China, however, is another matter. ‘If they’re building power stations on top of coal fields, then they could try to send the CO2 down far below the level at which they could mine even in the future,’ said Haszeldine. ‘But it’s still at a stage of advanced experimentation — it’s not even at a pre-commercial stage yet.’
Trials of ECBM in Spain, Poland, India and China have so far produced disappointing results, he added; moreover, it raises the problem of polluting drinking water. ‘You have to pump a lot of water around as well, and it’s hard to predict where that water will go underground. Some of the deep salty water, which is rich in heavy metals, could come up into shallower drinking aquifers.’
Back in Europe, however, politics may come into play to change the rules of the game yet again. The European Union has announced its development plan for CCS, and said it wants 12 demonstration plants up and running by 2015, of which the UK’s could be one. However, it has also said that by January 2013, CO2 trading allowances will no longer be given away but will have to be bought at auction, specifically by power generators.

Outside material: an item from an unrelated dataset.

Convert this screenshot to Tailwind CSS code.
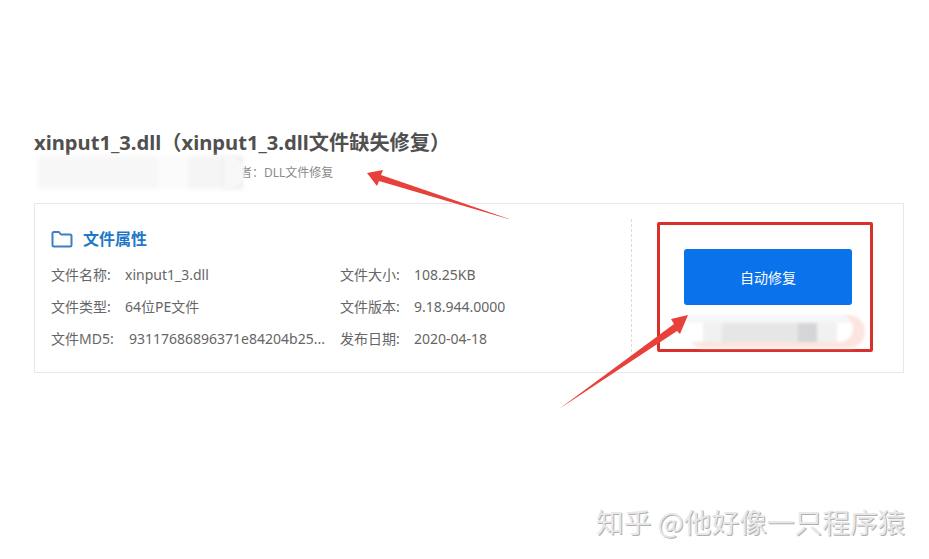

This makes the cost of emitting CO2 part of the economics of electricity generation, and could be a spur to driving down the cost of CCS — CO2 stored underground will not have to be paid for.
Moreover, Haszeldine noted, the EU says it expects each country to recycle 20 per cent of any money raised through CO2emission permits to go towards supporting renewable or clean energy projects.
‘But we’ve seen the Treasury take lots of clean fossil fuel obligation money before and just sit on it, and not hypothecate it to support the sector.’